— start Data supplied —
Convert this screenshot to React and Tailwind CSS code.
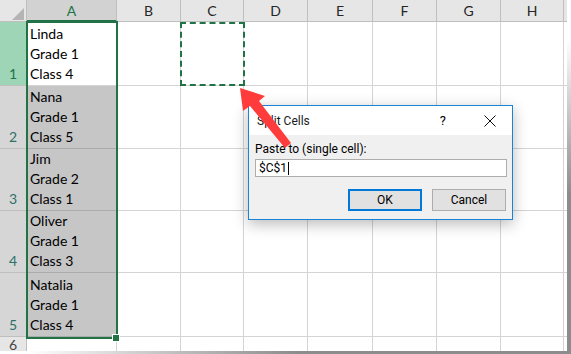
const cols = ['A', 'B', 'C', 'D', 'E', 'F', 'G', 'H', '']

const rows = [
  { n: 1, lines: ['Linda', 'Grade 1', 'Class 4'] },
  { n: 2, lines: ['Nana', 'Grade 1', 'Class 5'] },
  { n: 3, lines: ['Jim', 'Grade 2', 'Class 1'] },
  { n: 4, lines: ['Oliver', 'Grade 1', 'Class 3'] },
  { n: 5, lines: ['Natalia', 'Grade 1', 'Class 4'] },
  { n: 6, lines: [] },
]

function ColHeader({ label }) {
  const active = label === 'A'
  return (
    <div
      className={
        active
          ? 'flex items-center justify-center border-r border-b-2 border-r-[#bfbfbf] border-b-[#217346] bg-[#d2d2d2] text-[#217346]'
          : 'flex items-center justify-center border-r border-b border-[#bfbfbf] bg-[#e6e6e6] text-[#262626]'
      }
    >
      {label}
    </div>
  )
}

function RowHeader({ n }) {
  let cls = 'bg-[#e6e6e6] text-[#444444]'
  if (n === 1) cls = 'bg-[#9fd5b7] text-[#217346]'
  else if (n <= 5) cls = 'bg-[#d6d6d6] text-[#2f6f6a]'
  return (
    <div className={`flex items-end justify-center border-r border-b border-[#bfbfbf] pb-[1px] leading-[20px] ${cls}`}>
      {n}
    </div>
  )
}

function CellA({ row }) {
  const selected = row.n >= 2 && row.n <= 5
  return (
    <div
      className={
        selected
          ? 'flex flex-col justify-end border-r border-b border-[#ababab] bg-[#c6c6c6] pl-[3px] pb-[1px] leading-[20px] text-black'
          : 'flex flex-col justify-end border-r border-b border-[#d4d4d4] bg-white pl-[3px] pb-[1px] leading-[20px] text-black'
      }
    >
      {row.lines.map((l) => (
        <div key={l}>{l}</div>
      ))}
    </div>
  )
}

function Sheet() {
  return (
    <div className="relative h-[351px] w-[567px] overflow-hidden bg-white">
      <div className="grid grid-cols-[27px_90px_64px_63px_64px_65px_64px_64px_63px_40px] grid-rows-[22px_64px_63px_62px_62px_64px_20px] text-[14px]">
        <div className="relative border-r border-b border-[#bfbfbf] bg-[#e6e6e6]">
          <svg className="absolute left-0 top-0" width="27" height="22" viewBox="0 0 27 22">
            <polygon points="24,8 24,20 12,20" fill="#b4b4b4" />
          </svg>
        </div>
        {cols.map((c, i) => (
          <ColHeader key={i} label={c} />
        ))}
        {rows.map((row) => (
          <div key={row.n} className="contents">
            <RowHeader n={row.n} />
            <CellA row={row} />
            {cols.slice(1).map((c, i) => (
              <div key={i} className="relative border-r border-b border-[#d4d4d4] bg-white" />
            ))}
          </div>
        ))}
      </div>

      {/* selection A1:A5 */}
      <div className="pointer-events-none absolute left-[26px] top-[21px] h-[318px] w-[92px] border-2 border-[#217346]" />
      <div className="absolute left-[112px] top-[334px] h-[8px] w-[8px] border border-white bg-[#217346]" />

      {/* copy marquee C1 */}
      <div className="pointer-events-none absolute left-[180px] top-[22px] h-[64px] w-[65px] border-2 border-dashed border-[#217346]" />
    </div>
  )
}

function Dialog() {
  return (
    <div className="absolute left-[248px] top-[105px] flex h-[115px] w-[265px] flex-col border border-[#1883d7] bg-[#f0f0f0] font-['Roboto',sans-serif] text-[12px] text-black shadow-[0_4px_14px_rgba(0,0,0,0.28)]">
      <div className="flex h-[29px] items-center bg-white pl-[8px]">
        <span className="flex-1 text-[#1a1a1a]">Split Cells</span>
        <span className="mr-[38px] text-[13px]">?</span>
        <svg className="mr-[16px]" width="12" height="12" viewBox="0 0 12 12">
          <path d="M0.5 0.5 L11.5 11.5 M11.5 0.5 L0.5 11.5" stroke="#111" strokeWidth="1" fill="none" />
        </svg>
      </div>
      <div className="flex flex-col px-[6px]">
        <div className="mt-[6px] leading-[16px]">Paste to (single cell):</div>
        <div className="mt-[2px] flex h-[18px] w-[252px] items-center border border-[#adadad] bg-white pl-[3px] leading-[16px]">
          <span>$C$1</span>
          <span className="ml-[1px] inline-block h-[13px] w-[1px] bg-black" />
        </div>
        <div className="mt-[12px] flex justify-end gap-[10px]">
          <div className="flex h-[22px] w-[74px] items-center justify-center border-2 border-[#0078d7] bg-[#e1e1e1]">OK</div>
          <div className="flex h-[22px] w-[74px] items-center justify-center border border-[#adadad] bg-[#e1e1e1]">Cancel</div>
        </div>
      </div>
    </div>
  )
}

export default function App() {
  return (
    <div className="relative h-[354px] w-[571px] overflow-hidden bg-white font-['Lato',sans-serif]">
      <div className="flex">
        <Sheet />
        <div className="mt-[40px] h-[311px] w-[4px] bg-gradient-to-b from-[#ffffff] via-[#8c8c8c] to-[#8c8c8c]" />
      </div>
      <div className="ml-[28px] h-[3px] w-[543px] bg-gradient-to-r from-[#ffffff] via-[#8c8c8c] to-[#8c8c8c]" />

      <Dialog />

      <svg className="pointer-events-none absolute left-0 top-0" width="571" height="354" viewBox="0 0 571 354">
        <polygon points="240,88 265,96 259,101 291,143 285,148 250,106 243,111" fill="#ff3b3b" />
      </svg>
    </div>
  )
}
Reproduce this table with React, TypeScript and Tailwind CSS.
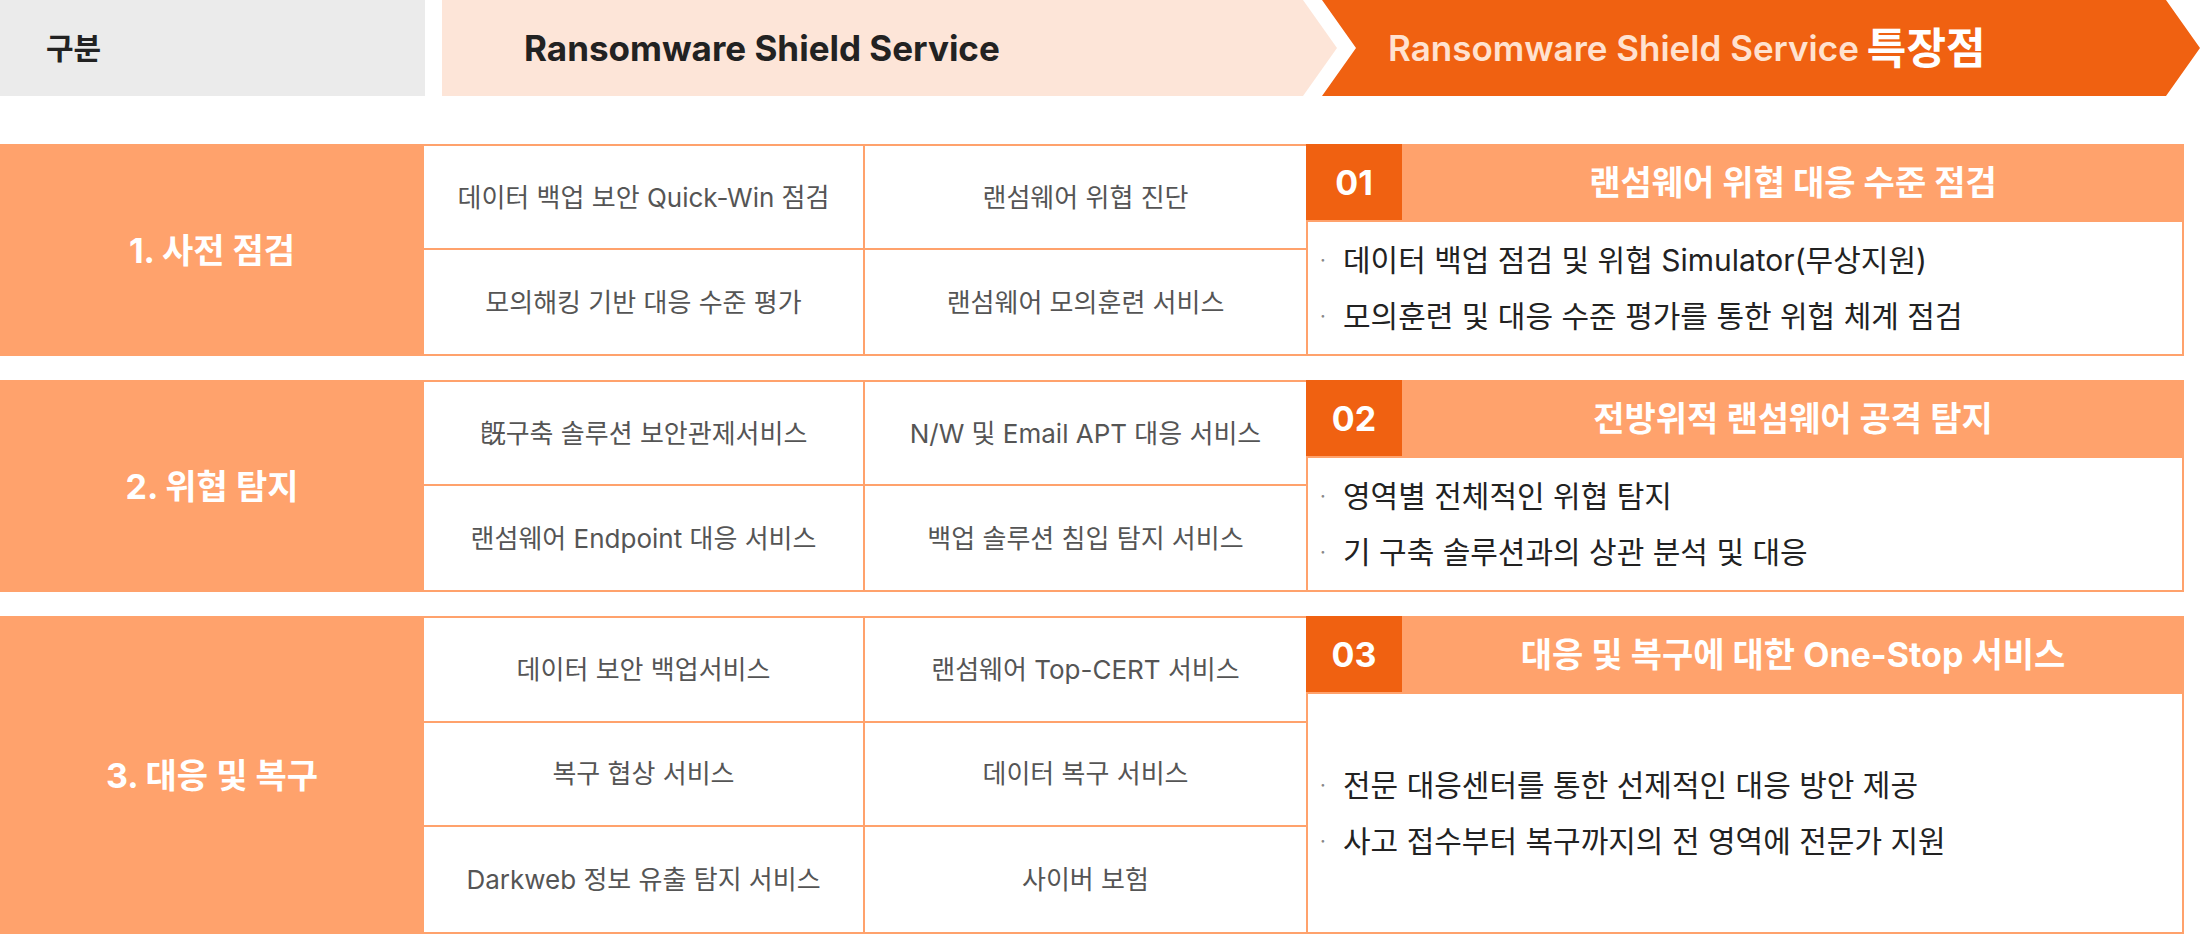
— end Data supplied —
Repeat the records word for word. Any picture in them should be left out.

Convert this screenshot to React and Tailwind CSS code.
const cols = ['A', 'B', 'C', 'D', 'E', 'F', 'G', 'H', '']

const rows = [
  { n: 1, lines: ['Linda', 'Grade 1', 'Class 4'] },
  { n: 2, lines: ['Nana', 'Grade 1', 'Class 5'] },
  { n: 3, lines: ['Jim', 'Grade 2', 'Class 1'] },
  { n: 4, lines: ['Oliver', 'Grade 1', 'Class 3'] },
  { n: 5, lines: ['Natalia', 'Grade 1', 'Class 4'] },
  { n: 6, lines: [] },
]

function ColHeader({ label }) {
  const active = label === 'A'
  return (
    <div
      className={
        active
          ? 'flex items-center justify-center border-r border-b-2 border-r-[#bfbfbf] border-b-[#217346] bg-[#d2d2d2] text-[#217346]'
          : 'flex items-center justify-center border-r border-b border-[#bfbfbf] bg-[#e6e6e6] text-[#262626]'
      }
    >
      {label}
    </div>
  )
}

function RowHeader({ n }) {
  let cls = 'bg-[#e6e6e6] text-[#444444]'
  if (n === 1) cls = 'bg-[#9fd5b7] text-[#217346]'
  else if (n <= 5) cls = 'bg-[#d6d6d6] text-[#2f6f6a]'
  return (
    <div className={`flex items-end justify-center border-r border-b border-[#bfbfbf] pb-[1px] leading-[20px] ${cls}`}>
      {n}
    </div>
  )
}

function CellA({ row }) {
  const selected = row.n >= 2 && row.n <= 5
  return (
    <div
      className={
        selected
          ? 'flex flex-col justify-end border-r border-b border-[#ababab] bg-[#c6c6c6] pl-[3px] pb-[1px] leading-[20px] text-black'
          : 'flex flex-col justify-end border-r border-b border-[#d4d4d4] bg-white pl-[3px] pb-[1px] leading-[20px] text-black'
      }
    >
      {row.lines.map((l) => (
        <div key={l}>{l}</div>
      ))}
    </div>
  )
}

function Sheet() {
  return (
    <div className="relative h-[351px] w-[567px] overflow-hidden bg-white">
      <div className="grid grid-cols-[27px_90px_64px_63px_64px_65px_64px_64px_63px_40px] grid-rows-[22px_64px_63px_62px_62px_64px_20px] text-[14px]">
        <div className="relative border-r border-b border-[#bfbfbf] bg-[#e6e6e6]">
          <svg className="absolute left-0 top-0" width="27" height="22" viewBox="0 0 27 22">
            <polygon points="24,8 24,20 12,20" fill="#b4b4b4" />
          </svg>
        </div>
        {cols.map((c, i) => (
          <ColHeader key={i} label={c} />
        ))}
        {rows.map((row) => (
          <div key={row.n} className="contents">
            <RowHeader n={row.n} />
            <CellA row={row} />
            {cols.slice(1).map((c, i) => (
              <div key={i} className="relative border-r border-b border-[#d4d4d4] bg-white" />
            ))}
          </div>
        ))}
      </div>

      {/* selection A1:A5 */}
      <div className="pointer-events-none absolute left-[26px] top-[21px] h-[318px] w-[92px] border-2 border-[#217346]" />
      <div className="absolute left-[112px] top-[334px] h-[8px] w-[8px] border border-white bg-[#217346]" />

      {/* copy marquee C1 */}
      <div className="pointer-events-none absolute left-[180px] top-[22px] h-[64px] w-[65px] border-2 border-dashed border-[#217346]" />
    </div>
  )
}

function Dialog() {
  return (
    <div className="absolute left-[248px] top-[105px] flex h-[115px] w-[265px] flex-col border border-[#1883d7] bg-[#f0f0f0] font-['Roboto',sans-serif] text-[12px] text-black shadow-[0_4px_14px_rgba(0,0,0,0.28)]">
      <div className="flex h-[29px] items-center bg-white pl-[8px]">
        <span className="flex-1 text-[#1a1a1a]">Split Cells</span>
        <span className="mr-[38px] text-[13px]">?</span>
        <svg className="mr-[16px]" width="12" height="12" viewBox="0 0 12 12">
          <path d="M0.5 0.5 L11.5 11.5 M11.5 0.5 L0.5 11.5" stroke="#111" strokeWidth="1" fill="none" />
        </svg>
      </div>
      <div className="flex flex-col px-[6px]">
        <div className="mt-[6px] leading-[16px]">Paste to (single cell):</div>
        <div className="mt-[2px] flex h-[18px] w-[252px] items-center border border-[#adadad] bg-white pl-[3px] leading-[16px]">
          <span>$C$1</span>
          <span className="ml-[1px] inline-block h-[13px] w-[1px] bg-black" />
        </div>
        <div className="mt-[12px] flex justify-end gap-[10px]">
          <div className="flex h-[22px] w-[74px] items-center justify-center border-2 border-[#0078d7] bg-[#e1e1e1]">OK</div>
          <div className="flex h-[22px] w-[74px] items-center justify-center border border-[#adadad] bg-[#e1e1e1]">Cancel</div>
        </div>
      </div>
    </div>
  )
}

export default function App() {
  return (
    <div className="relative h-[354px] w-[571px] overflow-hidden bg-white font-['Lato',sans-serif]">
      <div className="flex">
        <Sheet />
        <div className="mt-[40px] h-[311px] w-[4px] bg-gradient-to-b from-[#ffffff] via-[#8c8c8c] to-[#8c8c8c]" />
      </div>
      <div className="ml-[28px] h-[3px] w-[543px] bg-gradient-to-r from-[#ffffff] via-[#8c8c8c] to-[#8c8c8c]" />

      <Dialog />

      <svg className="pointer-events-none absolute left-0 top-0" width="571" height="354" viewBox="0 0 571 354">
        <polygon points="240,88 265,96 259,101 291,143 285,148 250,106 243,111" fill="#ff3b3b" />
      </svg>
    </div>
  )
}
Reproduce this table with React, TypeScript and Tailwind CSS.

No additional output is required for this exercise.